Les diverses formes d’application du « Logement d’abord » dans les pays européens sont également des viviers de nouvelles approches. En Ecosse, par exemple, un modèle de « Housing First » dédié aux jeunes ayant connu un placement en protection de l’enfance se développe. L’association « Rock Trust », active auprès des jeunes sans-abri, s’est associée avec le bailleur Almond Housing Association, afin de dupliquer son programme pilote testé au Royaume-Uni. Depuis 2017, sept jeunes accompagnés en sortie de placement ont un logement indépendant. Trois autres devraient rejoindre leur nouvel habitat. Aucun des jeunes entrés dans le dispositif n’est retourné à la rue. « C’est leur première expérience de location : il faut tout apprendre. C’est bien plus facile de débloquer des choses et d’avancer pour un jeune plutôt que pour une personne qui connaît des échecs depuis 40 ans », assure un responsable.

D’après les données officielles écossaises, au moins 21 % des jeunes deviennent sans-abri dans les cinq ans suivant leur sortie des dispositifs d’aide à l’enfance. Le parallèle est rapidement fait avec la France : sortants de l’aide sociale à l’enfance, jeunes LGBT+, en rupture familiale, problématique de l’accès aux droits conditionné à des seuils d’âge comme pour le RSA… Les questions des professionnels présents à Lyon se succèdent sur les spécificités d’accompagnement, le système d’allocations écossais, ou encore les difficultés de nouer un partenariat entre bailleur social et association. Témoignage d’un secteur plus que jamais demandeur en bonnes pratiques d’accompagnement vers le logement.

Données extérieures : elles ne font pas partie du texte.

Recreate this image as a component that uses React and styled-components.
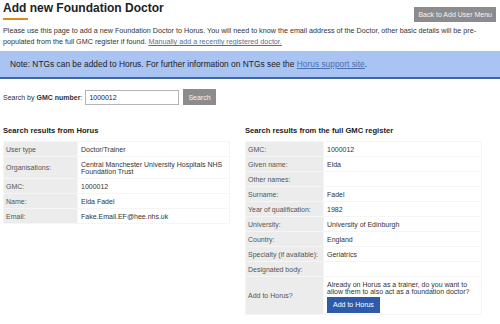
import React from "react";
import styled, { createGlobalStyle } from "styled-components";

const GlobalStyle = createGlobalStyle`
  html, body {
    margin: 0;
    padding: 0;
    background: #fff;
  }
  body {
    font-family: "Liberation Sans", Arial, sans-serif;
    color: #333;
  }
`;

const Page = styled.div`
  width: 500px;
  height: 324px;
  overflow: hidden;
  padding: 0 3px;
  box-sizing: border-box;
`;

const Header = styled.div`
  display: flex;
  justify-content: space-between;
  align-items: flex-start;
`;

const TitleBlock = styled.div`
  padding-top: 1px;
`;

const Title = styled.h1`
  margin: 0;
  font-size: 12px;
  line-height: 14px;
  font-weight: bold;
  color: #222;
`;

const TitleBar = styled.div`
  width: 25px;
  height: 2px;
  margin-top: 3px;
  background: #e08a16;
`;

const GreyButton = styled.button`
  border: none;
  background: #8c8c8c;
  color: #f4f4f4;
  font-family: inherit;
  font-size: ${(p) => p.$size || 7}px;
  padding: ${(p) => p.$pad || "0 5px"};
  height: ${(p) => p.$h || 15}px;
  margin-top: ${(p) => p.$top || 0}px;
  cursor: pointer;
`;

const Intro = styled.p`
  margin: 3px 0 0;
  font-size: 7.2px;
  line-height: 11px;
  color: #333;
`;

const SoftLink = styled.a`
  color: #5b6f8f;
  text-decoration: underline;
`;

const Note = styled.div`
  margin: 4px -3px 0;
  height: 26px;
  padding: 0 10px;
  display: flex;
  align-items: center;
  background: #a9c4f2;
  border-bottom: 2px solid #3d64a6;
  font-size: 8.4px;
  font-weight: normal;
  color: #222;
`;

const NoteLink = styled.a`
  color: #4a6fb3;
  text-decoration: underline;
`;

const SearchRow = styled.div`
  display: flex;
  align-items: center;
  margin-top: 10px;
  font-size: 7px;
  color: #333;
  gap: 3px;
`;

const Input = styled.input`
  width: 94px;
  height: 15px;
  box-sizing: border-box;
  border: 1px solid #b5b5b5;
  font-family: inherit;
  font-size: 7px;
  padding: 0 3px;
  color: #222;
  margin-right: 1px;
`;

const Columns = styled.div`
  display: grid;
  grid-template-columns: 242px 237px;
  margin-top: 21px;
`;

const Column = styled.div`
  display: flex;
  flex-direction: column;
  align-items: flex-start;
`;

const SectionTitle = styled.h2`
  margin: 0;
  font-size: 7.6px;
  line-height: 10px;
  font-weight: bold;
  color: #222;
`;

const Table = styled.table`
  width: ${(p) => p.$w}px;
  margin-top: 5px;
  border-collapse: separate;
  border-spacing: 1px;
  background: #f5f5f5;
  font-size: 7px;
  table-layout: fixed;
`;

const Label = styled.td`
  width: ${(p) => p.$w}px;
  background: #ececec;
  color: #555;
  padding: 0 2px;
  height: ${(p) => p.$h || 14}px;
  line-height: 7px;
  white-space: nowrap;
  vertical-align: middle;
`;

const Value = styled.td`
  background: #fff;
  color: #333;
  padding: 0 3px;
  line-height: 7px;
  vertical-align: middle;
`;

const AddCell = styled.div`
  padding: 3px 0 1px;
  line-height: 7px;
  display: flex;
  flex-direction: column;
  align-items: flex-start;
  gap: 2px;
`;

const BlueButton = styled.button`
  border: none;
  background: #2e5ba9;
  color: #fff;
  font-family: inherit;
  font-size: 7px;
  height: 16px;
  padding: 0 6px;
  cursor: pointer;
`;

const horus = [
  ["User type", "Doctor/Trainer"],
  ["Organisations:", "Central Manchester University Hospitals NHS Foundation Trust", 21],
  ["GMC:", "1000012"],
  ["Name:", "Elda Fadel"],
  ["Email:", "Fake.Email.EF@hee.nhs.uk"],
];

const gmc = [
  ["GMC:", "1000012"],
  ["Given name:", "Elda"],
  ["Other names:", ""],
  ["Surname:", "Fadel"],
  ["Year of qualification:", "1982"],
  ["University:", "University of Edinburgh"],
  ["Country:", "England"],
  ["Specialty (if available):", "Geriatrics"],
  ["Designated body:", ""],
];

export default function App() {
  return (
    <>
      <GlobalStyle />
      <Page>
        <Header>
          <TitleBlock>
            <Title>Add new Foundation Doctor</Title>
            <TitleBar />
          </TitleBlock>
          <GreyButton $top={7} $h={15} $pad="0 4px" style={{ marginRight: 1 }}>
            Back to Add User Menu
          </GreyButton>
        </Header>
        <Intro>
          Please use this page to add a new Foundation Doctor to Horus. You will need to know the
          email address of the Doctor, other basic details will be pre-populated from the full GMC
          register if found. <SoftLink href="#">Manually add a recently registered doctor.</SoftLink>
        </Intro>
        <Note>
          Note: NTGs can be added to Horus. For further information on NTGs see the&nbsp;
          <NoteLink href="#">Horus support site</NoteLink>.
        </Note>
        <SearchRow>
          <span>
            Search by <b>GMC number</b>:
          </span>
          <Input defaultValue="1000012" />
          <GreyButton $h={16} $pad="0 5px">Search</GreyButton>
        </SearchRow>
        <Columns>
          <Column>
            <SectionTitle>Search results from Horus</SectionTitle>
            <Table $w={227}>
              <tbody>
                {horus.map(([k, v, h]) => (
                  <tr key={k}>
                    <Label $w={69} $h={h}>{k}</Label>
                    <Value>{v}</Value>
                  </tr>
                ))}
              </tbody>
            </Table>
          </Column>
          <Column>
            <SectionTitle>Search results from the full GMC register</SectionTitle>
            <Table $w={237}>
              <tbody>
                {gmc.map(([k, v]) => (
                  <tr key={k}>
                    <Label $w={73}>{k}</Label>
                    <Value>{v}</Value>
                  </tr>
                ))}
                <tr>
                  <Label $w={73} $h={37}>Add to Horus?</Label>
                  <Value>
                    <AddCell>
                      <span>
                        Already on Horus as a trainer, do you want to allow them to also act as a
                        foundation doctor?
                      </span>
                      <BlueButton>Add to Horus</BlueButton>
                    </AddCell>
                  </Value>
                </tr>
              </tbody>
            </Table>
          </Column>
        </Columns>
      </Page>
    </>
  );
}
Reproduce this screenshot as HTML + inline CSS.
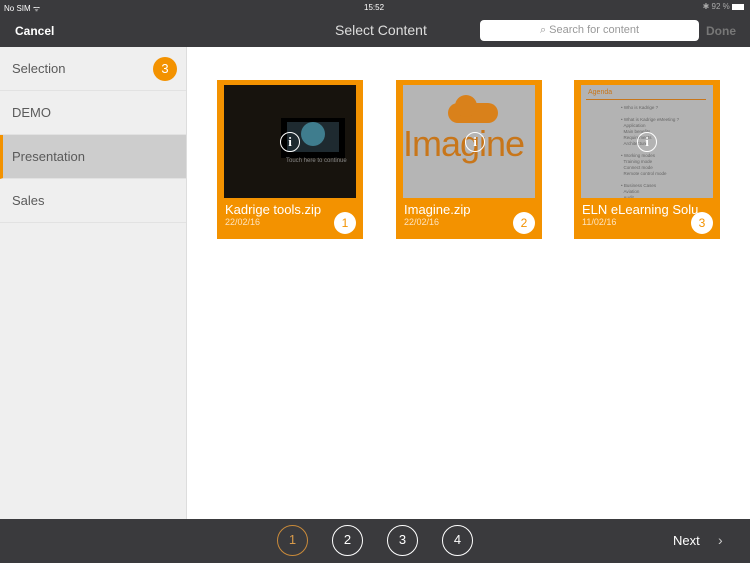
<!DOCTYPE html>
<html><head><style>
*{margin:0;padding:0;box-sizing:border-box}
body{width:750px;height:563px;position:relative;overflow:hidden;background:#fff;font-family:"Liberation Sans",sans-serif}
.top{position:absolute;left:0;top:0;width:750px;height:47px;background:#3a3a3d;color:#fff}
.side{position:absolute;left:0;top:47px;width:187px;height:472px;background:#efefef;border-right:1px solid #ddd}
.row{height:44px;border-bottom:1px solid #e2e2e2;font-size:13px;color:#5a5a5a;line-height:44px;padding-left:12px;position:relative}
.sel{background:#cdcdcd;border-left:3px solid #f39200;padding-left:9px}
.badge{position:absolute;right:9px;top:10px;width:24px;height:24px;border-radius:50%;background:#f39200;color:#fff;text-align:center;line-height:24px;font-size:13px}
.card{position:absolute;top:80px;width:146px;height:159px;background:#f39200}
.img{position:absolute;left:7px;top:5px;width:132px;height:113px;overflow:hidden}
.t{position:absolute;left:8px;top:122px;color:#fff;font-size:13px;white-space:nowrap;width:124px;overflow:hidden}
.d{position:absolute;left:8px;top:137px;color:#fde3bd;font-size:9px}
.n{position:absolute;right:7px;top:132px;width:22px;height:22px;border-radius:50%;background:#fff;color:#f39200;text-align:center;line-height:22px;font-size:12px}
.i{position:absolute;width:20px;height:20px;border:1.5px solid #fff;border-radius:50%;color:#fff;font-size:13px;font-weight:bold;text-align:center;line-height:17px;font-family:"Liberation Serif",serif}
.bot{position:absolute;left:0;top:519px;width:750px;height:44px;background:#3a3a3d}
.pg{position:absolute;top:6px;width:31px;height:31px;border:1.5px solid #fff;border-radius:50%;color:#fff;text-align:center;line-height:28px;font-size:13px}
</style></head><body>
<div class="top">
<div style="position:absolute;left:4px;top:3px;font-size:8px">No SIM ᯤ</div>
<div style="position:absolute;left:364px;top:3px;font-size:8px">15:52</div>
<div style="position:absolute;right:6px;top:2px;font-size:8px;color:#aaa">✱ 92 % <span style="display:inline-block;width:12px;height:6px;background:#fff;vertical-align:middle"></span></div>
<div style="position:absolute;left:15px;top:24px;font-size:12px;font-weight:bold">Cancel</div>
<div style="position:absolute;left:335px;top:22px;font-size:14px;color:#ddd">Select Content</div>
<div style="position:absolute;left:480px;top:20px;width:219px;height:21px;background:#fff;border-radius:4px;color:#999;font-size:11px;text-align:center;line-height:21px">⌕ Search for content</div>
<div style="position:absolute;left:706px;top:24px;font-size:12px;font-weight:bold;color:#777">Done</div>
</div>
<div class="side">
<div class="row">Selection<span class="badge">3</span></div>
<div class="row">DEMO</div>
<div class="row sel">Presentation</div>
<div class="row">Sales</div>
</div>
<div class="card" style="left:217px"><div class="img" style="background:#17130d">
<div style="position:absolute;left:57px;top:33px;width:64px;height:40px;background:#000"><div style="position:absolute;left:6px;top:4px;width:52px;height:30px;background:#1e2a30"></div><div style="position:absolute;left:20px;top:4px;width:24px;height:24px;border-radius:50%;background:#3f7d8e"></div></div>
<div style="position:absolute;left:62px;top:73px;font-size:6px;color:#888">Touch here to continue</div>
<div class="i" style="left:56px;top:47px">i</div></div>
<div class="t">Kadrige tools.zip</div><div class="d">22/02/16</div><div class="n">1</div></div>
<div class="card" style="left:396px"><div class="img" style="background:#b5b5b5">
<div style="position:absolute;left:45px;top:18px;width:50px;height:20px;border-radius:12px;background:#d9811b"></div>
<div style="position:absolute;left:52px;top:10px;width:22px;height:22px;border-radius:50%;background:#d9811b"></div>
<div style="position:absolute;left:0px;top:38px;font-size:36px;color:#c8761a;letter-spacing:-1px">Imagine</div>
<div class="i" style="left:62px;top:47px">i</div></div>
<div class="t">Imagine.zip</div><div class="d">22/02/16</div><div class="n">2</div></div>
<div class="card" style="left:574px"><div class="img" style="background:#b3b3b3">
<div style="position:absolute;left:7px;top:4px;font-size:7px;color:#c8761a">Agenda</div>
<div style="position:absolute;left:5px;top:14px;width:120px;height:1px;background:#c8761a"></div>
<div style="position:absolute;left:40px;top:20px;font-size:4.5px;line-height:6px;color:#666">• Who is Kadrige ?<br><br>• What is Kadrige eMeeting ?<br>&nbsp;&nbsp;Application<br>&nbsp;&nbsp;Main benefits<br>&nbsp;&nbsp;Requirements<br>&nbsp;&nbsp;Architecture<br><br>• Working modes<br>&nbsp;&nbsp;Training mode<br>&nbsp;&nbsp;Connect mode<br>&nbsp;&nbsp;Remote control mode<br><br>• Business Cases<br>&nbsp;&nbsp;Aviation<br>&nbsp;&nbsp;Audit</div>
<div class="i" style="left:56px;top:47px">i</div></div>
<div class="t">ELN eLearning Solu...</div><div class="d">11/02/16</div><div class="n">3</div></div>
<div class="bot">
<div class="pg" style="left:277px;border-color:#c98a3a;color:#d99a4a">1</div>
<div class="pg" style="left:332px">2</div>
<div class="pg" style="left:387px">3</div>
<div class="pg" style="left:442px">4</div>
<div style="position:absolute;left:673px;top:14px;color:#fff;font-size:13px">Next</div>
<div style="position:absolute;left:718px;top:13px;color:#ccc;font-size:14px">›</div>
</div>
</body></html>
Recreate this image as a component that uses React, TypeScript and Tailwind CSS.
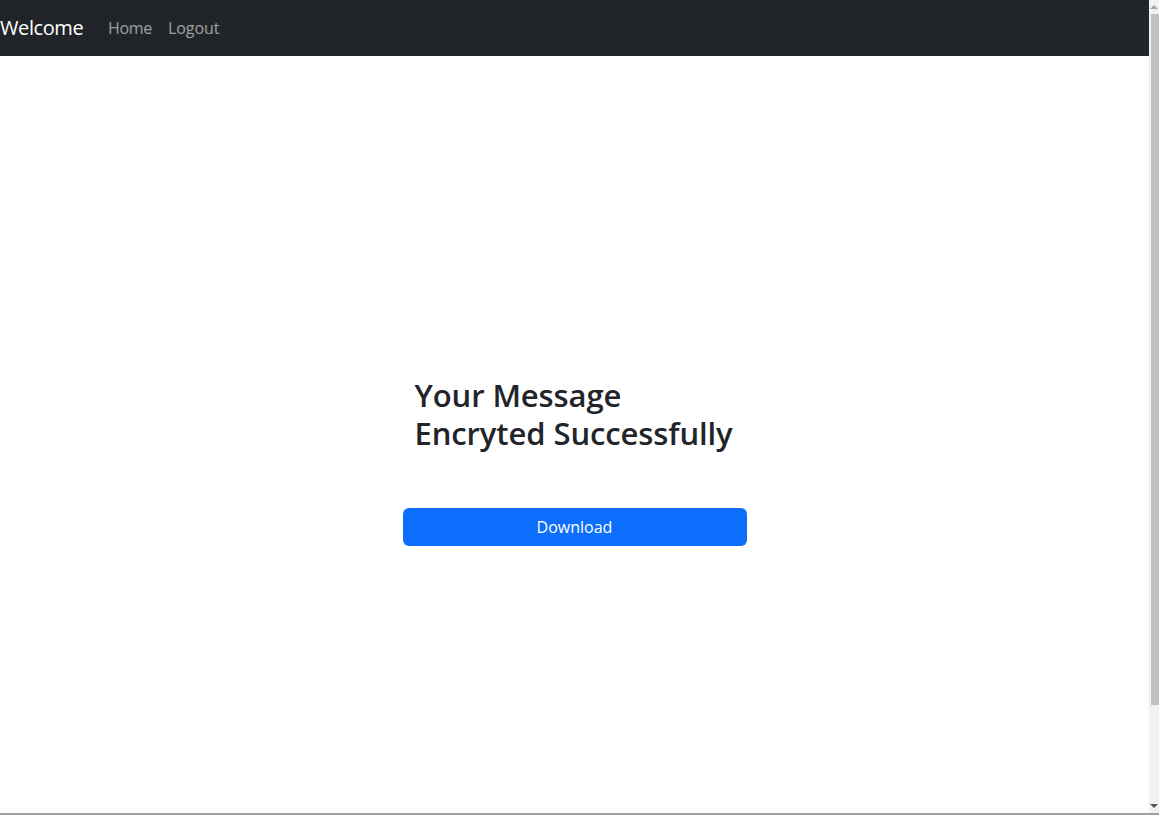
import React from 'react';

const font = { fontFamily: '"Open Sans", "Noto Sans", sans-serif' };

const Scrollbar: React.FC = () => (
  <div className="w-[10px] shrink-0 bg-[#f1f1f1] flex flex-col items-end">
    <div className="h-[14px] w-full flex items-center justify-center">
      <div className="w-0 h-0 border-l-[4px] border-r-[4px] border-b-[4px] border-l-transparent border-r-transparent border-b-[#a3a3a3]" />
    </div>
    <div className="w-[8px] h-[691px] bg-[#c1c1c1]" />
    <div className="flex-1" />
    <div className="h-[14px] w-full flex items-center justify-center">
      <div className="w-0 h-0 border-l-[4px] border-r-[4px] border-t-[4px] border-l-transparent border-r-transparent border-t-[#505050]" />
    </div>
  </div>
);

const App: React.FC = () => {
  return (
    <div className="h-[815px] w-[1159px] flex flex-col bg-white overflow-hidden" style={font}>
      <div className="flex flex-1 min-h-0">
        <div className="flex-1 flex flex-col">
          {/* Navbar */}
          <nav className="h-14 bg-[#212529] flex items-center">
            <a className="w-[100px] text-[20px] text-white leading-[30px] tracking-[-0.4px]">Welcome</a>
            <a className="px-2 text-base text-white/55 tracking-[-0.3px]">Home</a>
            <a className="px-2 text-base text-white/55 tracking-[-0.1px]">Logout</a>
          </nav>

          {/* Content */}
          <main className="flex-1 flex justify-center pt-[320px]">
            <div className="w-[344px]">
              <h2 className="px-3 text-[31px] leading-[38px] font-semibold text-[#212529] tracking-[-0.1px]">
                Your Message
                <br />
                Encryted Successfully
              </h2>
              <button className="mt-[56px] w-full h-[38px] rounded-md bg-[#0d6efd] text-white text-base">
                Download
              </button>
            </div>
          </main>
        </div>
        <Scrollbar />
      </div>
      <div className="h-[2px] bg-[#a0a0a0]" />
    </div>
  );
};

export default App;
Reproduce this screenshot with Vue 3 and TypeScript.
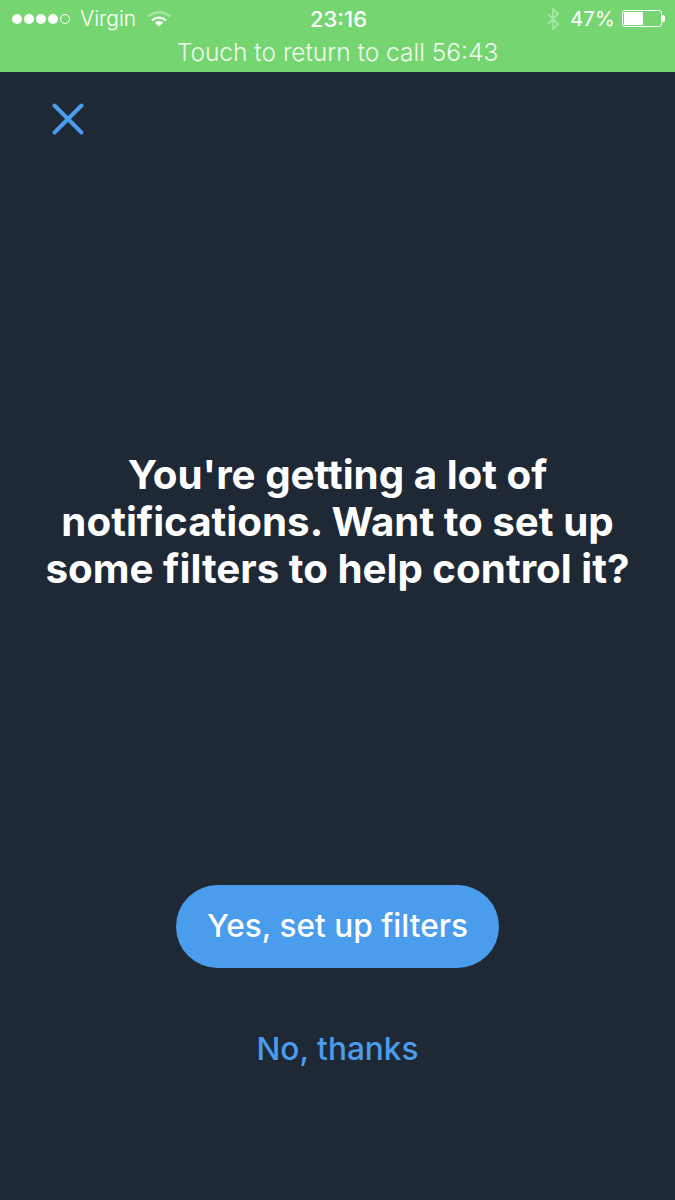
<script setup lang="ts">
const dots = [1, 1, 1, 1, 0]
</script>

<template>
  <div class="screen">
    <div class="banner">
      <div class="status">
        <div class="left">
          <span v-for="(d, i) in dots" :key="i" class="dot" :class="{ empty: !d }"></span>
          <span class="carrier">Virgin</span>
          <svg class="wifi" width="24" height="16" viewBox="0 0 24 16">
            <path d="M1 5.500C7.500 0 16.500 0 23 5.500" fill="none" stroke="#fff" stroke-opacity=".4" stroke-width="2.200"/>
            <path d="M5 9.300C9.200 5.700 14.800 5.700 19 9.300" fill="none" stroke="#fff" stroke-width="2.400"/>
            <path d="M7.800 11.500C10.300 9.500 13.700 9.500 16.200 11.500L12 15.500Z" fill="#fff"/>
          </svg>
        </div>
        <span class="time">23:16</span>
        <div class="right">
          <svg class="bt" width="14" height="22" viewBox="0 0 14 22">
            <path d="M2 6L12 16L7 21V1L12 6L2 16" fill="none" stroke="#fff" stroke-opacity=".35" stroke-width="1.800"/>
          </svg>
          <span class="pct">47%</span>
          <div class="battery"><div class="charge"></div></div>
          <div class="nub"></div>
        </div>
      </div>
      <div class="call">Touch to return to call 56:43</div>
    </div>
    <main class="body">
      <button class="close" aria-label="Close">
        <svg width="34" height="34" viewBox="0 0 34 34">
          <path d="M3.500 3.500L30.500 30.500M30.500 3.500L3.500 30.500" stroke="#4a9cec" stroke-width="4" stroke-linecap="round"/>
        </svg>
      </button>
      <h1 class="question">You're getting a lot of notifications. Want to set up some filters to help control it?</h1>
      <button class="yes">Yes, set up filters</button>
      <button class="no">No, thanks</button>
    </main>
  </div>
</template>

<style>
html, body { margin: 0; background: #1f2935; }
</style>

<style scoped>
.screen {
  width: 675px;
  height: 1200px;
  display: flex;
  flex-direction: column;
  background: #1f2935;
  font-family: Inter, "Liberation Sans", sans-serif;
  overflow: hidden;
}
.banner {
  height: 72px;
  background: #75d671;
  color: #fff;
  flex: none;
}
.status {
  height: 37px;
  display: grid;
  grid-template-columns: 1fr auto 1fr;
  align-items: center;
  padding: 0 10px 0 12px;
  font-size: 21px;
}
.left, .right { display: flex; align-items: center; }
.right { justify-content: flex-end; }
.dot {
  width: 10px;
  height: 10px;
  border-radius: 50%;
  background: #fff;
  margin-right: 2px;
  box-sizing: border-box;
}
.dot.empty { background: none; border: 1px solid #fff; }
.carrier { margin-left: 8px; font-weight: 300; }
.wifi { margin-left: 11px; }
.time { font-size: 22px; font-weight: 500; }
.bt { margin-right: 10px; }
.pct { font-size: 20.500px; font-weight: 400; margin-right: 7px; }
.battery {
  box-sizing: border-box;
  width: 40px;
  height: 17px;
  border: 1px solid #fff;
  border-radius: 3px;
  padding: 1px;
}
.charge { width: 19px; height: 100%; background: #fff; border-radius: 1px; }
.nub { width: 3px; height: 7px; background: #fff; border-radius: 0 2px 2px 0; margin-left: 0; }
.call {
  text-align: center;
  font-size: 24.500px;
  font-weight: 300;
  line-height: 30px;
  color: #f1fbf0;
}
.body {
  flex: 1;
  display: flex;
  flex-direction: column;
  align-items: center;
  position: relative;
}
.close {
  position: absolute;
  left: 51px;
  top: 30px;
  width: 34px;
  height: 34px;
  padding: 0;
  border: 0;
  background: none;
}
.close svg { display: block; }
.question {
  margin: 379px 0 0;
  width: 610px;
  text-align: center;
  font-size: 40.300px;
  line-height: 47px;
  font-weight: 700;
  color: #fff;
}
.yes {
  margin-top: 293px;
  width: 323px;
  height: 83px;
  padding: 0 0 3px;
  border: 0;
  border-radius: 42px;
  background: #4a9cec;
  color: #fff;
  font: 500 31.600px Inter, "Liberation Sans", sans-serif;
}
.no {
  margin-top: 59px;
  padding: 0;
  border: 0;
  background: none;
  color: #4a9cec;
  font: 500 31.600px/44px Inter, "Liberation Sans", sans-serif;
}
</style>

Pour un plan d’action européen

Co-écrit par les organisateurs du festival (métropole de Lyon, Housing Europe, Union sociale pour l’habitat et Aura HLM), « L’Appel de Lyon » encourage le Parlement européen et la Commission à « adopter un plan d’action pour le logement social et abordable 2019-2024 ». Les futurs parlementaires sont invités à débattre d’un « fonds européen d’investissement spécifique au logement social et abordable », et de l’effectivité du volet « logement et aide aux sans-abri » du socle européen des droits sociaux, au cours d’un « sommet européen du logement » restant à organiser.